May Jobs Report

The U.S. economy added 172,000 jobs in May, well above the consensus estimate of 85,000 and the 115,000 jobs created in April, signaling a reacceleration in labor market growth. Additionally, the unemployment rate remained unchanged at 4.3%, indicating that labor market conditions continue to be more resilient than many economists had anticipated and remain near the lower end of their historical range. The labor force participation rate was also unchanged at 61.8%. The Investment Committee believes that ongoing tension in the Middle East could weigh on U.S. economic growth over the longer term, as higher oil and gasoline prices reduce consumers’ discretionary spending power.  Regardless, May’s employment data suggests that the labor market remains relatively stable, providing policymakers with continued flexibility as they consider future adjustments to monetary policy. 

This morning’s non-farm payroll results come after Wednesday’s ADP report, which showed job gains of 122,000, slightly higher than the 120,000 consensus and consistent with April’s gain of 109,000.  Unlike prior months, job growth spread further than just healthcare, and gains were more broad based. Education and health services gained 57,000 jobs, trade, transportation, and utilities added 36,000, professional and business services contributed 11,000, while construction and leisure and hospitality both rose by 8,000. Information services lost 9,000 and natural resources and mining fell by 3,000. Companies with fewer than 50 employees led gains with 67,000 new hires, while companies with 500 or more employees added 40,000, and medium sized firms added 15,000.  Based on salary, annual pay rose by 4.4% for those staying in their jobs, while those that changed jobs observed a 6.5% increase. 
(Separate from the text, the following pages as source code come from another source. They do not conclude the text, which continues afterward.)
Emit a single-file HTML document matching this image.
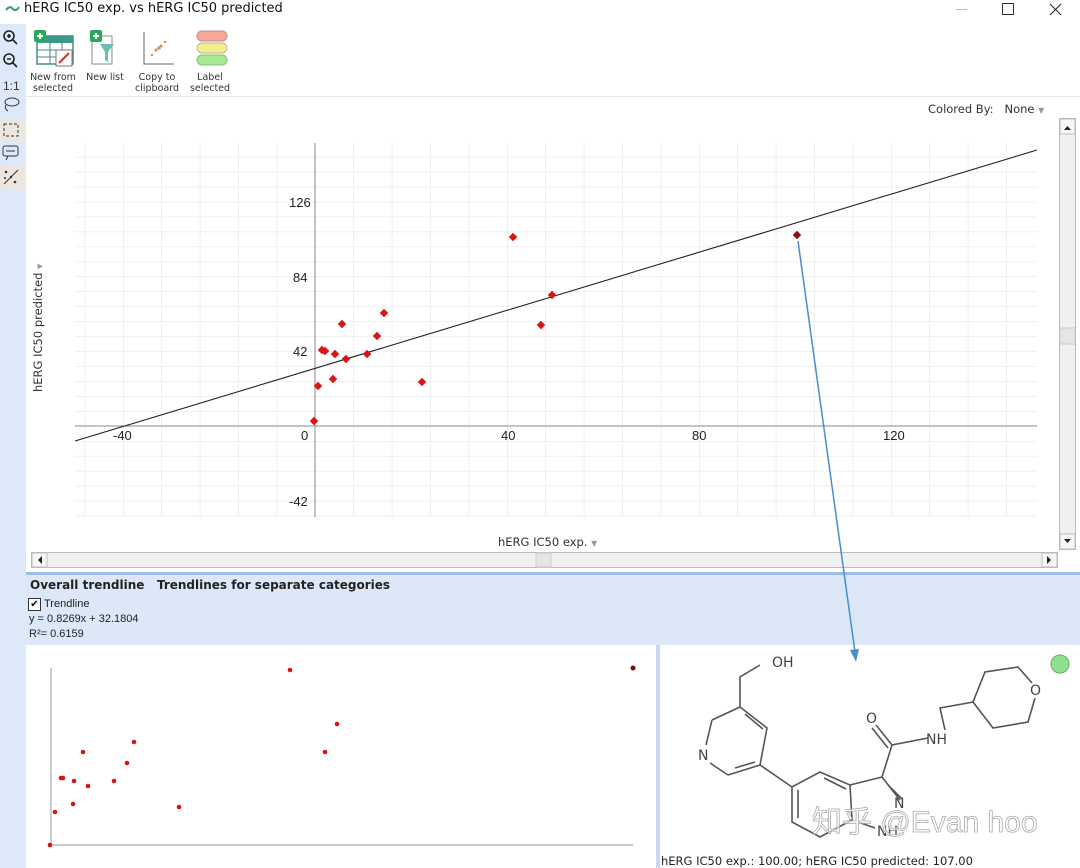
<!DOCTYPE html>
<html><head><meta charset="utf-8"><style>
html,body{margin:0;padding:0;width:1080px;height:868px;overflow:hidden;background:#fff;font-family:"DejaVu Sans","Liberation Sans",sans-serif;}
.a{position:absolute}
</style></head><body>
<div class="a" style="left:0;top:0;width:1080px;height:868px;">
<div class="a" style="left:0;top:0;width:1080px;height:22px;background:#fff;"></div>
<svg class="a" style="left:4px;top:3px" width="16" height="12"><path d="M2 7 Q6 2 9 6 Q12 9 15 4" stroke="#3a9a6a" stroke-width="2" fill="none"/></svg>
<div class="a" style="left:24px;top:1px;font-size:13px;color:#111;">hERG IC50 exp. vs hERG IC50 predicted</div>
<div class="a" style="left:956px;top:9px;width:11px;height:1px;background:#bbb"></div>
<div class="a" style="left:1002px;top:3px;width:10px;height:10px;border:1px solid #333"></div>
<svg class="a" style="left:1049px;top:3px" width="13" height="13"><path d="M1 1L12 12M12 1L1 12" stroke="#333" stroke-width="1.2"/></svg>
<div class="a" style="left:0;top:24px;width:26px;height:844px;background:#dde9f8;"></div>
<div class="a" style="left:0;top:120px;width:26px;height:22px;background:#ebe6df;"></div>
<div class="a" style="left:0;top:166px;width:26px;height:24px;background:#ebe6df;"></div>
<svg class="a" style="left:0;top:26px" width="26" height="170">
<circle cx="9" cy="10" r="5" stroke="#222" stroke-width="1.6" fill="none"/><path d="M12 13l5 5M7 10h4M9 8v4" stroke="#222" stroke-width="1.6"/>
<circle cx="9" cy="33" r="5" stroke="#222" stroke-width="1.6" fill="none"/><path d="M12 36l5 5M7 33h4" stroke="#222" stroke-width="1.6"/>
<text x="3" y="64" font-size="12" fill="#333" font-family="Liberation Sans">1:1</text>
<ellipse cx="12" cy="76" rx="7" ry="4" stroke="#333" fill="none"/><path d="M6 79 q-2 4 2 6" stroke="#333" fill="none"/>
<rect x="4" y="98" width="14" height="12" stroke="#333" stroke-dasharray="3 2" fill="none"/>
<rect x="3" y="120" width="15" height="10" rx="2" stroke="#333" fill="none"/><path d="M6 125h9M8 130l-2 4" stroke="#333"/>
<path d="M4 158 L18 144" stroke="#333"/><circle cx="6" cy="146" r="1.3" fill="#333"/><circle cx="15" cy="156" r="1.3" fill="#333"/><circle cx="11" cy="151" r="1.2" fill="#333"/><circle cx="5" cy="152" r="1" fill="#333"/>
</svg>
<div class="a" style="left:26px;top:96px;width:1054px;height:1px;background:#e6e6e6"></div>
<svg class="a" style="left:34px;top:30px" width="210" height="40">
<rect x="3" y="6" width="36" height="28" fill="#fff" stroke="#4a8a8a" stroke-width="1.5"/><rect x="3" y="6" width="36" height="7" fill="#3a9a8a"/><path d="M3 20h36M3 27h36M16 6v28M28 6v28" stroke="#4a8a8a"/>
<rect x="0" y="0" width="12" height="12" rx="2" fill="#2aa85a"/><path d="M6 3v6M3 6h6" stroke="#fff" stroke-width="2"/>
<rect x="22" y="20" width="16" height="16" fill="#fff" stroke="#777"/><path d="M25 33l10-10" stroke="#c33" stroke-width="2"/>
<rect x="58" y="6" width="20" height="28" fill="#fff" stroke="#888"/><path d="M66 14l14 0-6 8v10l-3-2v-8z" fill="#6ac0b0"/>
<rect x="56" y="0" width="12" height="12" rx="2" fill="#2aa85a"/><path d="M62 3v6M59 6h6" stroke="#fff" stroke-width="2"/>
<path d="M110 2v32h30" stroke="#666" fill="none"/><circle cx="122" cy="20" r="1.5" fill="#d84"/><circle cx="127" cy="16" r="1.5" fill="#d84"/><circle cx="131" cy="12" r="1.2" fill="#d84"/><circle cx="118" cy="25" r="1.2" fill="#d84"/><circle cx="125" cy="18" r="1.8" fill="#c96"/>
<rect x="163" y="1" width="30" height="10" rx="5" fill="#f4a898" stroke="#c88"/><rect x="163" y="13" width="30" height="10" rx="5" fill="#f4ee90" stroke="#bb8"/><rect x="163" y="25" width="30" height="10" rx="5" fill="#a8e890" stroke="#8b8"/>
</svg>
<div class="a" style="left:28px;top:72px;width:50px;text-align:center;font-size:9.5px;line-height:11px;color:#333">New from selected</div>
<div class="a" style="left:84px;top:72px;width:42px;text-align:center;font-size:9.5px;line-height:11px;color:#333">New list</div>
<div class="a" style="left:134px;top:72px;width:46px;text-align:center;font-size:9.5px;line-height:11px;color:#333">Copy to clipboard</div>
<div class="a" style="left:188px;top:72px;width:44px;text-align:center;font-size:9.5px;line-height:11px;color:#333">Label selected</div>
<div class="a" style="left:928px;top:102px;font-size:11.5px;color:#333">Colored By:&nbsp;&nbsp;&nbsp;None <span style="color:#999;font-size:8px">▼</span></div>
<svg class="a" style="left:0;top:0" width="1080" height="570">
<defs><pattern id="g" patternUnits="userSpaceOnUse" x="315" y="426" width="38.4" height="14.95"><path d="M0 0V14.95M0 0H38.4" stroke="#e2e2e2" stroke-width="1"/></pattern>
<clipPath id="c"><rect x="75" y="143" width="962" height="374"/></clipPath></defs>
<rect x="75" y="143" width="962" height="374" fill="url(#g)" clip-path="url(#c)"/>
<path d="M75 426H1037" stroke="#888"/><path d="M315 143V517" stroke="#888"/>
<path d="M75 441L1037 150" stroke="#222" stroke-width="1.1"/>
<g font-family="Liberation Sans" font-size="13" fill="#222">
<text x="289" y="207">126</text><text x="293" y="282">84</text><text x="293" y="356">42</text><text x="289" y="506">-42</text>
<text x="113" y="440">-40</text><text x="301" y="440">0</text><text x="501" y="440">40</text><text x="692" y="440">80</text><text x="883" y="440">120</text>
</g>
<text transform="translate(42,392) rotate(-90)" font-size="11.5" fill="#333">hERG IC50 predicted <tspan fill="#999" font-size="7">▼</tspan></text>
<text x="498" y="546" font-size="11.5" fill="#333">hERG IC50 exp. <tspan fill="#999" font-size="8">▼</tspan></text>
<g fill="#d81414">
<rect x="311" y="418" width="6" height="6" transform="rotate(45 314 421)"/>
<rect x="315" y="383" width="6" height="6" transform="rotate(45 318 386)"/>
<rect x="319" y="347" width="6" height="6" transform="rotate(45 322 350)"/>
<rect x="322" y="348" width="6" height="6" transform="rotate(45 325 351)"/>
<rect x="332" y="351" width="6" height="6" transform="rotate(45 335 354)"/>
<rect x="339" y="321" width="6" height="6" transform="rotate(45 342 324)"/>
<rect x="343" y="356" width="6" height="6" transform="rotate(45 346 359)"/>
<rect x="330" y="376" width="6" height="6" transform="rotate(45 333 379)"/>
<rect x="364" y="351" width="6" height="6" transform="rotate(45 367 354)"/>
<rect x="374" y="333" width="6" height="6" transform="rotate(45 377 336)"/>
<rect x="381" y="310" width="6" height="6" transform="rotate(45 384 313)"/>
<rect x="419" y="379" width="6" height="6" transform="rotate(45 422 382)"/>
<rect x="510" y="234" width="6" height="6" transform="rotate(45 513 237)"/>
<rect x="538" y="322" width="6" height="6" transform="rotate(45 541 325)"/>
<rect x="549" y="292" width="6" height="6" transform="rotate(45 552 295)"/>
</g>
<rect x="794" y="232" width="6" height="6" fill="#8a1010" transform="rotate(45 797 235)"/>
<rect x="1059.5" y="118.5" width="16" height="431" fill="#f0f0f0" stroke="#bbb"/>
<rect x="1060" y="119" width="15" height="15" fill="#f7f7f7" stroke="#bbb"/><path d="M1064 130l3.5-4 3.5 4z" fill="#222"/>
<rect x="1060" y="534" width="15" height="15" fill="#f7f7f7" stroke="#bbb"/><path d="M1064 539l3.5 4 3.5-4z" fill="#222"/>
<rect x="1060" y="328" width="15" height="16" fill="#e6e6e6" stroke="#ccc"/>
<rect x="31.5" y="552.5" width="1026" height="15" fill="#f0f0f0" stroke="#bbb"/>
<rect x="32" y="553" width="15" height="14" fill="#f7f7f7" stroke="#bbb"/><path d="M42 556l-4 4 4 4z" fill="#222"/>
<rect x="1042" y="553" width="15" height="14" fill="#f7f7f7" stroke="#bbb"/><path d="M1047 556l4 4-4 4z" fill="#222"/>
<rect x="536" y="553" width="15" height="14" fill="#e6e6e6" stroke="#ccc"/>
</svg>
<div class="a" style="left:26px;top:572px;width:1054px;height:3px;background:#9cbde8"></div>
<div class="a" style="left:26px;top:575px;width:1054px;height:70px;background:#dce8f8"></div>
<div class="a" style="left:30px;top:578px;font-size:12px;font-weight:bold;color:#222">Overall trendline&nbsp;&nbsp;&nbsp;Trendlines for separate categories</div>
<div class="a" style="left:28px;top:598px;width:11px;height:11px;border:1px solid #333;background:#fff;font-size:10px;line-height:11px;text-align:center">✔</div>
<div class="a" style="left:44px;top:598px;font-family:'Liberation Sans',sans-serif;font-size:11px;color:#222">Trendline</div>
<div class="a" style="left:29px;top:613px;font-family:'Liberation Sans',sans-serif;font-size:11px;color:#222">y = 0.8269x + 32.1804</div>
<div class="a" style="left:29px;top:628px;font-family:'Liberation Sans',sans-serif;font-size:11px;color:#222">R²= 0.6159</div>
<div class="a" style="left:26px;top:645px;width:632px;height:223px;background:#fff"></div>
<div class="a" style="left:656px;top:645px;width:4px;height:223px;background:#c8d8ee"></div>
<svg class="a" style="left:0;top:640px" width="660" height="228">
<path d="M51 28V205H633" stroke="#999" fill="none"/>
<g fill="#d81414">
<circle cx="50" cy="205" r="2.3"/><circle cx="55" cy="172" r="2.3"/><circle cx="61" cy="138" r="2.3"/><circle cx="63" cy="138" r="2.3"/><circle cx="74" cy="141" r="2.3"/><circle cx="83" cy="112" r="2.3"/><circle cx="88" cy="146" r="2.3"/><circle cx="73" cy="164" r="2.3"/><circle cx="114" cy="141" r="2.3"/><circle cx="127" cy="123" r="2.3"/><circle cx="134" cy="102" r="2.3"/><circle cx="179" cy="167" r="2.3"/><circle cx="290" cy="30" r="2.3"/><circle cx="325" cy="112" r="2.3"/><circle cx="337" cy="84" r="2.3"/>
</g><circle cx="633" cy="28" r="2.5" fill="#7a1010"/>
</svg>
<svg class="a" style="left:660px;top:645px" width="420" height="223" font-family="DejaVu Sans" font-size="14" fill="#444">
<g transform="translate(-660,-645)" stroke="#555" stroke-width="1.6" fill="none">
<path d="M760 665L740 677L740 707L767 728L760 765L728 775M712 720L740 707M706 745L712 720M710 763L728 775"/>
<path d="M745 714L763 729M735 768L755 762"/>
<path d="M760 765L792 787L820 772L850 785L852 820L820 837L792 822L792 787"/>
<path d="M798 790V818M824 778L846 789"/>
<path d="M850 785L882 777L900 800M882 777L892 745L928 738M892 745L876 725M888 748L872 728M858 822L875 828"/>
<path d="M888 785L902 799" />
<path d="M945 730L940 708L973 702L985 672L1018 667L1032 683M1035 698L1028 722L993 728L973 702"/>
</g>
<text x="112" y="22">OH</text>
<text x="38" y="115">N</text>
<text x="206" y="78">O</text>
<text x="266" y="99">NH</text>
<text x="370" y="50">O</text>
<text x="234" y="163">N</text>
<text x="217" y="191">NH</text>
<circle cx="400" cy="19" r="9" fill="#8fe08f" stroke="#6a6" stroke-width="1"/>
<text x="152" y="187" font-family="'Liberation Sans','Noto Sans CJK SC',sans-serif" font-size="30" fill="rgba(255,255,255,0.7)" stroke="#aaa" stroke-width="0.8">知乎 @Evan hoo</text>
</svg>
<div class="a" style="left:661px;top:854px;font-size:11.5px;color:#222;white-space:nowrap">hERG IC50 exp.: 100.00; hERG IC50 predicted: 107.00</div>
<svg class="a" style="left:0;top:0" width="1080" height="868">
<path d="M798 241L855 652" stroke="#4a8cd0" stroke-width="1.5"/><path d="M850 650l6 12 3-13z" fill="#4a8cd0"/>
</svg>
</div>
</body></html>
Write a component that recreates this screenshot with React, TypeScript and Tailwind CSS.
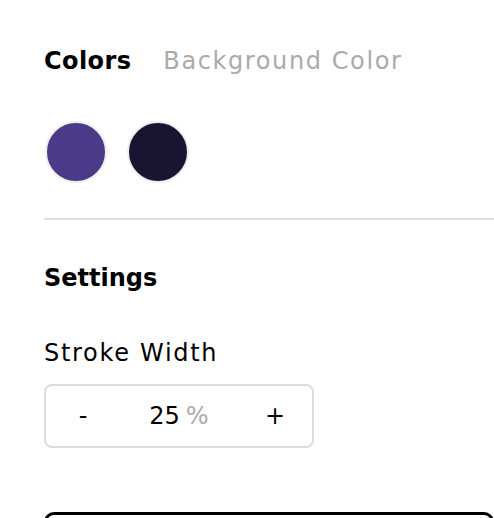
import { useState } from "react";

const swatches = ["#4a3a87", "#1a1433"];

export default function App() {
  const [tab, setTab] = useState<"colors" | "background">("colors");
  const [stroke, setStroke] = useState(25);

  return (
    <div
      className="w-[494px] h-[518px] overflow-hidden bg-white pl-[44px] text-black"
      style={{ fontFamily: '"DejaVu Sans", "Noto Sans", sans-serif' }}
    >
      {/* Tabs */}
      <div className="flex items-baseline gap-[32px] pt-[44px] text-[24px] leading-[34px]">
        <button
          onClick={() => setTab("colors")}
          className={tab === "colors" ? "font-bold tracking-[0.4px] text-black" : "tracking-[1.6px] text-[#aaaaaa]"}
        >
          Colors
        </button>
        <button
          onClick={() => setTab("background")}
          className={tab === "background" ? "font-bold tracking-[0.4px] text-black" : "tracking-[1.6px] text-[#aaaaaa]"}
        >
          Background Color
        </button>
      </div>

      {/* Swatches */}
      <div className="flex gap-[20px] pt-[43px] pl-[1px]">
        {swatches.map((c) => (
          <div
            key={c}
            className="w-[62px] h-[62px] rounded-full border-[2px] border-[#eeeeee]"
            style={{ backgroundColor: c }}
          />
        ))}
      </div>

      <div className="mt-[35px] h-[2px] bg-[#dddddd]" />

      {/* Settings */}
      <div className="pt-[41px] text-[24px] leading-[34px] font-bold">Settings</div>
      <div className="pt-[41px] text-[24px] leading-[34px] tracking-[1.7px]">Stroke Width</div>

      <div className="mt-[14px] flex h-[64px] w-[270px] items-center rounded-[8px] border-[2px] border-[#dddddd] text-[24px]">
        <button
          onClick={() => setStroke((s) => Math.max(0, s - 1))}
          className="w-[74px] text-center"
        >
          -
        </button>
        <div className="flex-1 text-center">
          {stroke}
          <span className="ml-[6px] text-[#aaaaaa]">%</span>
        </div>
        <button
          onClick={() => setStroke((s) => Math.min(100, s + 1))}
          className="w-[74px] text-center"
        >
          +
        </button>
      </div>

      <div className="mt-[64px] h-[60px] rounded-t-[10px] border-[3px] border-black" />
    </div>
  );
}
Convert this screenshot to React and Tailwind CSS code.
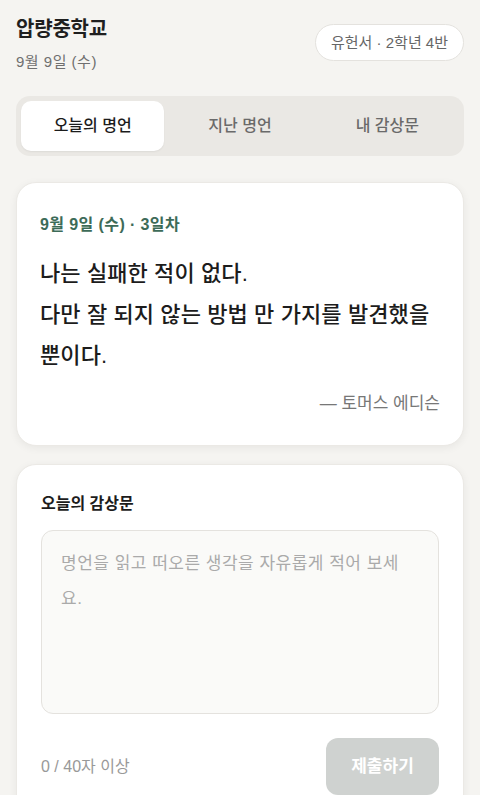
export default function App() {
  const font = { fontFamily: '"Liberation Sans", "Noto Sans CJK KR", sans-serif' };
  return (
    <div className="min-h-[795px] bg-[#f5f4f1] px-4 pt-[14px] text-[#1c1c1c]" style={font}>
      <div className="flex items-start justify-between">
        <div>
          <h1 className="text-[20px] font-bold leading-[30px] tracking-[-0.2px] text-[#1f1f1f]">압량중학교</h1>
          <p className="mt-[8px] text-[15px] leading-[20px] tracking-[0.5px] text-[#6f6f6f]">9월 9일 (수)</p>
        </div>
        <div className="mt-[10px] rounded-full border border-[#e4e2de] bg-white px-[15px] py-[7px] text-[15px] leading-[21px] text-[#666]">
          유헌서 · 2학년 4반
        </div>
      </div>

      <div className="mt-[24px] grid grid-cols-3 gap-[4px] rounded-[14px] bg-[#eae8e4] p-[5px]">
        <div className="flex h-[50px] items-center justify-center rounded-[10px] bg-white text-[16px] font-medium text-[#1c1c1c] shadow-[0_1px_2px_rgba(0,0,0,0.06)]">오늘의 명언</div>
        <div className="flex h-[50px] items-center justify-center text-[16px] font-medium text-[#6a6a6a]">지난 명언</div>
        <div className="flex h-[50px] items-center justify-center text-[16px] font-medium text-[#6a6a6a]">내 감상문</div>
      </div>

      <div className="mt-[26px] rounded-[20px] border border-[#ebe9e5] bg-white px-[23px] pb-[29px] pt-[32px] shadow-[0_2px_8px_rgba(0,0,0,0.06)]">
        <p className="text-[16px] font-bold leading-[20px] tracking-[0.4px] text-[#3d6b58]">9월 9일 (수) · 3일차</p>
        <p className="mt-[18px] text-[22px] font-medium leading-[41px] tracking-[0.1px] text-[#1c1c1c]">
          나는 실패한 적이 없다.<br />다만 잘 되지 않는 방법 만 가지를 발견했을 뿐이다.
        </p>
        <p className="mt-[16px] text-right text-[17px] leading-[24px] text-[#777]">— 토머스 에디슨</p>
      </div>

      <div className="mt-[18px] rounded-[20px] border border-[#ebe9e5] bg-white px-[24px] pt-[28px] shadow-[0_2px_8px_rgba(0,0,0,0.06)]">
        <p className="text-[16px] font-bold leading-[22px] text-[#1c1c1c]">오늘의 감상문</p>
        <textarea
          className="mt-[15px] block h-[184px] w-full resize-none rounded-[12px] border border-[#e4e2de] bg-[#fafaf8] px-[19px] pt-[15px] text-[17px] leading-[35px] tracking-[0.5px] text-[#1c1c1c] outline-none placeholder:text-[#aaa]"
          style={font}
          placeholder="명언을 읽고 떠오른 생각을 자유롭게 적어 보세요."
        />
        <div className="mt-[24px] flex items-center justify-between pb-[20px]">
          <span className="text-[16px] text-[#999]">0 / 40자 이상</span>
          <button className="h-[57px] w-[113px] rounded-[12px] bg-[#cfd2d0] text-[17px] font-bold text-white" style={font}>제출하기</button>
        </div>
      </div>
    </div>
  );
}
The labor market continues to surprise to the upside. Over the past three months, the average monthly increase in nonfarm payrolls was 157,000 jobs, based on monthly gains of 115,000, 185,000, and 172,000.  This compares favorably with the same three-month period a year ago, when the average monthly increase was 63,000 jobs. At the same time, concerns persist that higher oil prices could add further pressure to already elevated inflation. As a result, some Federal Reserve officials have adopted a more cautious stance toward monetary policy.

The fed funds futures market is currently pricing in a greater likelihood of an interest rate increase than a rate cut by year-end. Despite political pressure to lower interest rates and the prospect of a new Federal Reserve Chair, the Investment Committee believes a rate cut in the coming months is unlikely unless labor market conditions weaken significantly from current levels and inflation descends back towards the longer term 2.0% target rate.